What Ms. Phillips did, starting in the early 1960s, was to liberate knitting from the yoke of the sweater. Where traditional knitters were classical artists, faithfully reproducing a score, Ms. Phillips knit jazz. In her hands, knitting became a free-form, improvisational art, with no rules, no patterns, and no utilitarian end in sight.
Traditional materials also went out the window: where garment knitting generally involves wool or cotton, Ms. Phillips' huge, abstract, diaphanous hangings might also use linen, silk, paper tape, or fine metal wire. They sometimes incorporated materials like bells, seeds, and bits of mica.
Considered one of the two or three most influential knitters of the second half of the 20th century, Ms. Phillips was a fellow of the American Craft Council, an honor bestowed on only the most distinguished artisans. Exhibited worldwide, her work (which also includes avant-garde macramé) is in the permanent collections of major museums including the Museum of Modern Art, the Cooper-Hewitt National Design Museum, and the Art Institute of Chicago.
Mary Walker Phillips was born in Fresno on Nov. 23, 1923, to a prominent family descended from California pioneers. A traditional knitter in childhood, Ms. Phillips began her artistic career as a weaver. After studying at the Cranbrook Academy of Art in Michigan, she worked in San Francisco and Switzerland, weaving fabric for clothing, upholstery, and table linens. She later opened her own studio in Fresno.
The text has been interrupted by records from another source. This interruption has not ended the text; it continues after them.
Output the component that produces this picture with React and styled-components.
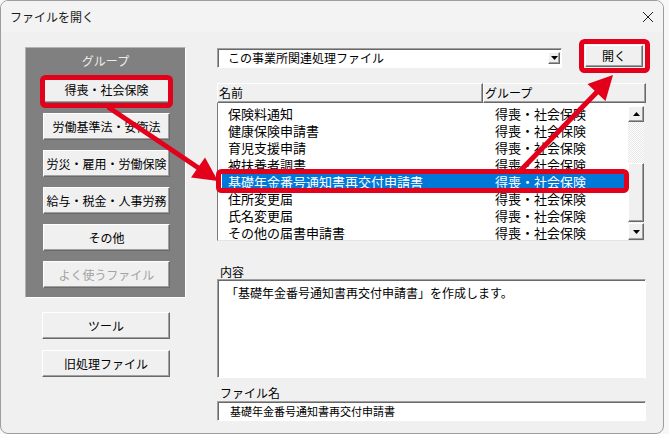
import React from "react";
import styled, { createGlobalStyle, css } from "styled-components";

const GlobalStyle = createGlobalStyle`
  html, body { margin: 0; padding: 0; background: #f7f7f7; }
  body { font-family: "Noto Sans CJK JP", "Noto Sans", sans-serif; color: #000; }
  * { box-sizing: border-box; }
`;

const raised = css`
  background: #f0f0f0;
  border: 1px solid;
  border-color: #ffffff #696969 #696969 #ffffff;
  box-shadow: inset -1px -1px 0 #a0a0a0;
`;

const sunken = css`
  background: #ffffff;
  border: 1px solid;
  border-color: #a0a0a0 #ffffff #ffffff #a0a0a0;
  box-shadow: inset 1px 1px 0 #696969;
`;

const Page = styled.div`
  position: relative;
  width: 669px;
  height: 434px;
  overflow: hidden;
`;

const Window = styled.div`
  width: 664px;
  height: 434px;
  background: #f0f0f0;
  border: 1px solid #9d9d9d;
  border-radius: 8px;
  overflow: hidden;
  display: flex;
  flex-direction: column;
`;

const TitleBar = styled.div`
  height: 31px;
  flex: none;
  display: flex;
  align-items: center;
  justify-content: space-between;
  padding: 0 9px 0 9px;
  background: #f3f3f3;
  font-size: 12px;
  line-height: 14px;
  color: #1a1a1a;
`;

const Body = styled.div`
  display: grid;
  grid-template-columns: 161px 429px;
  column-gap: 31px;
  padding: 13px 0 0 24px;
`;

const LeftCol = styled.div`
  padding-top: 2px;
  display: flex;
  flex-direction: column;
`;

const GroupPanel = styled.div`
  height: 251px;
  background: #808080;
  border: 1px solid;
  border-color: #b4b4b4 #ffffff #ffffff #b4b4b4;
  display: flex;
  flex-direction: column;
  align-items: flex-start;
  gap: 10px;
  padding: 0 0 9px 17px;
`;

const PanelLabel = styled.div`
  align-self: stretch;
  margin-left: -17px;
  text-align: center;
  color: #ececec;
  font-size: 12px;
  line-height: 16px;
  padding-top: 5px;
  margin-bottom: -3px;
`;

const Button = styled.div`
  ${raised};
  width: ${(p) => p.$w || 127}px;
  height: ${(p) => p.$h || 27}px;
  display: flex;
  align-items: center;
  justify-content: center;
  font-size: 12px;
  line-height: 14px;
  color: ${(p) => (p.$disabled ? "#a3a3a3" : "#000")};
  white-space: nowrap;
`;

const ToolGroup = styled.div`
  margin-top: 14px;
  padding-left: 17px;
  display: flex;
  flex-direction: column;
  gap: 11px;
`;

const RightCol = styled.div`
  display: flex;
  flex-direction: column;
`;

const TopRow = styled.div`
  height: 22px;
  display: flex;
  align-items: flex-start;
  gap: 23px;
`;

const Combo = styled.div`
  ${sunken};
  margin-top: 3px;
  width: 345px;
  height: 20px;
  display: flex;
  align-items: center;
  padding: 0 1px 0 10px;
  font-size: 12px;
  line-height: 14px;
`;

const ComboText = styled.span`
  flex: 1;
`;

const SmallArrow = styled.div`
  ${raised};
  width: ${(p) => p.$w || 12}px;
  height: ${(p) => p.$h || 12}px;
  display: flex;
  align-items: center;
  justify-content: center;
  flex: none;
`;

const List = styled.div`
  margin-top: 16px;
  display: flex;
  flex-direction: column;
`;

const Header = styled.div`
  height: 20px;
  display: grid;
  grid-template-columns: 266px 1fr;
`;

const HeaderCell = styled.div`
  ${raised};
  font-size: 12px;
  line-height: 16px;
  padding-left: 1px;
  display: flex;
  align-items: center;
`;

const ListBody = styled.div`
  height: 138px;
  display: flex;
  background: #fff;
  border-left: 1px solid #7a7a7a;
  border-bottom: 1px solid #e4e4e4;
  border-right: 2px solid #f0f0f0;
`;

const Rows = styled.div`
  flex: 1;
  overflow: hidden;
  padding: 2px 3px 0 4px;
`;

const Row = styled.div`
  height: 17px;
  display: grid;
  grid-template-columns: 267px 1fr;
  padding-left: 6px;
  align-items: center;
  font-size: 13px;
  line-height: 17px;
  white-space: nowrap;
  background: ${(p) => (p.$sel ? "#0078d7" : "transparent")};
  color: ${(p) => (p.$sel ? "#fff" : "#000")};
`;

const ScrollBar = styled.div`
  width: 16px;
  display: flex;
  flex-direction: column;
  padding: 3px 0 0;
`;

const Track = styled.div`
  flex: 1;
  display: flex;
  flex-direction: column;
  justify-content: flex-end;
  padding-bottom: 1px;
  background: repeating-conic-gradient(#ffffff 0 25%, #e6e6e6 0 50%) 0 0 / 2px 2px;
`;

const Thumb = styled.div`
  ${raised};
  height: 59px;
`;

const FieldLabel = styled.div`
  margin-top: ${(p) => p.$mt}px;
  font-size: 12px;
  line-height: 14px;
  padding-left: 3px;
  height: 14px;
`;

const TextArea = styled.div`
  ${sunken};
  height: 99px;
  padding: 5px 8px;
  font-size: 12px;
  line-height: 15px;
`;

const TextInput = styled.div`
  ${sunken};
  margin-top: 1px;
  height: 20px;
  display: flex;
  align-items: center;
  padding-left: 12px;
  font-size: 11px;
  line-height: 13px;
`;

const Overlay = styled.svg`
  position: absolute;
  left: 0;
  top: 0;
  pointer-events: none;
`;

const Tri = ({ up }) => (
  <svg width="7" height="4" viewBox="0 0 7 4">
    <polygon points={up ? "3.5,0 7,4 0,4" : "0,0 7,0 3.5,4"} fill="#000" />
  </svg>
);

const rows = [
  "保険料通知",
  "健康保険申請書",
  "育児支援申請",
  "被扶養者調書",
  "基礎年金番号通知書再交付申請書",
  "住所変更届",
  "氏名変更届",
  "その他の届書申請書",
];

const groups = [
  { label: "得喪・社会保険" },
  { label: "労働基準法・安衛法" },
  { label: "労災・雇用・労働保険" },
  { label: "給与・税金・人事労務" },
  { label: "その他" },
  { label: "よく使うファイル", disabled: true },
];

export default function App() {
  return (
    <Page>
      <GlobalStyle />
      <Window>
        <TitleBar>
          <span>ファイルを開く</span>
          <svg width="12" height="12" viewBox="0 0 12 12">
            <path d="M1 1 L11 11 M11 1 L1 11" stroke="#222" strokeWidth="1" />
          </svg>
        </TitleBar>
        <Body>
          <LeftCol>
            <GroupPanel>
              <PanelLabel>グループ</PanelLabel>
              {groups.map((g) => (
                <Button key={g.label} $disabled={g.disabled}>
                  {g.label}
                </Button>
              ))}
            </GroupPanel>
            <ToolGroup>
              <Button $w={128}>ツール</Button>
              <Button $w={128}>旧処理ファイル</Button>
            </ToolGroup>
          </LeftCol>
          <RightCol>
            <TopRow>
              <Combo>
                <ComboText>この事業所関連処理ファイル</ComboText>
                <SmallArrow>
                  <Tri />
                </SmallArrow>
              </Combo>
              <Button $w={58} $h={22}>
                開く
              </Button>
            </TopRow>
            <List>
              <Header>
                <HeaderCell>名前</HeaderCell>
                <HeaderCell>グループ</HeaderCell>
              </Header>
              <ListBody>
                <Rows>
                  {rows.map((r, i) => (
                    <Row key={r} $sel={i === 4}>
                      <span>{r}</span>
                      <span>得喪・社会保険</span>
                    </Row>
                  ))}
                </Rows>
                <ScrollBar>
                  <SmallArrow $w={16} $h={16}>
                    <Tri up />
                  </SmallArrow>
                  <Track>
                    <Thumb />
                  </Track>
                  <SmallArrow $w={16} $h={17}>
                    <Tri />
                  </SmallArrow>
                </ScrollBar>
              </ListBody>
            </List>
            <FieldLabel $mt={24}>内容</FieldLabel>
            <TextArea>「基礎年金番号通知書再交付申請書」を作成します。</TextArea>
            <FieldLabel $mt={8}>ファイル名</FieldLabel>
            <TextInput>基礎年金番号通知書再交付申請書</TextInput>
          </RightCol>
        </Body>
      </Window>
      <Overlay width="669" height="434" viewBox="0 0 669 434">
        <g fill="none" stroke="#e2001a" strokeWidth="5">
          <rect x="42.5" y="77.5" width="128" height="28" rx="3" />
          <rect x="581.5" y="41.5" width="66" height="29" rx="3" />
          <rect x="218.5" y="171.5" width="408" height="19" rx="3" />
        </g>
        <g stroke="#e2001a" strokeWidth="5">
          <line x1="108" y1="107" x2="200" y2="169" />
          <line x1="520" y1="171" x2="598" y2="91" />
        </g>
        <g fill="#e2001a">
          <polygon points="218,181 191,177.5 205,157.5" />
          <polygon points="613,75 605.5,101 587.5,84" />
        </g>
      </Overlay>
    </Page>
  );
}
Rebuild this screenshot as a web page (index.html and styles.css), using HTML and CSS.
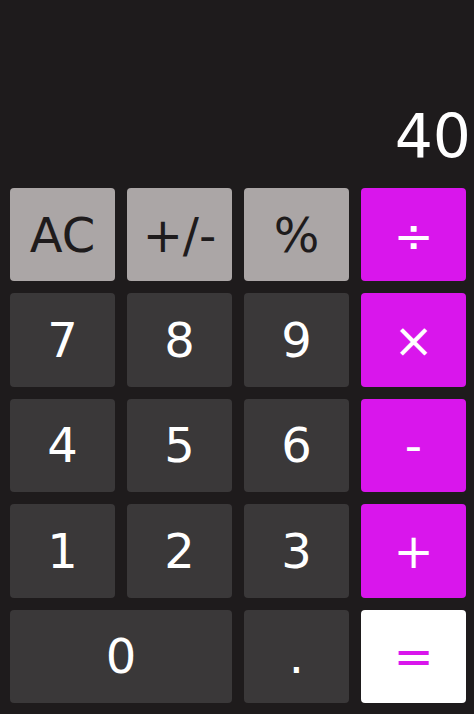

Just how accomplished Ms. Phillips was at the loom can been judged from a telegram she received in April 1948: "kindly bring cotton material for weaving thirty five yards drapes natural deep rose lavender and dark brown. also gold metallics."
It was signed "Mrs. Frank Lloyd Wright." Ms. Phillips spent three weeks at Taliesin West, the Wrights' home in Scottsdale, Ariz., weaving the family's drapes and tablecloths.
In 1960, Ms. Phillips returned to Cranbrook, completing her bachelor's degree and, in 1963, earning a master of fine arts, concentrating in experimental textiles. Around this time, a friend, the noted fabric designer Jack Lenor Larsen, suggested she experiment with knitting as a medium for contemporary art.
Ms. Phillips, who settled in New York in a yarn-filled apartment on Horatio Street, took up her needles once more. But what sprang from them was like no knitting ever seen. Using techniques that went beyond traditional knit and purl stitches, she created pieces that looked like delicate tapestries or vast expanses of lace, with transparent latticework, open areas, and whorled textural patterns. Hung away from the wall and lighted well, her work threw off a dramatic counterpoint of shadows.
Ms. Phillips, who was also widely known as a writer and teacher, taught for many years at the New School for Social Research. Her books include "Creative Knitting: A New Art Form" (Van Nostrand Reinhold), considered groundbreaking when it was published in 1971; "Knitting Counterpanes: Traditional Coverlet Patterns for Contemporary Knitters" (Taunton Press, 1989); and "Step-by-Step Macrame," (Golden Press, 1970), regarded as rehabilitating a much-maligned art form.
Despite decades of acclaim as a maker of high art, Ms. Phillips was known to have knit the occasional wearable object. She made fine argyle socks for her brother, for instance, as he recalled in a telephone interview last week. She had made him a pair, he said, as recently as the 1950s.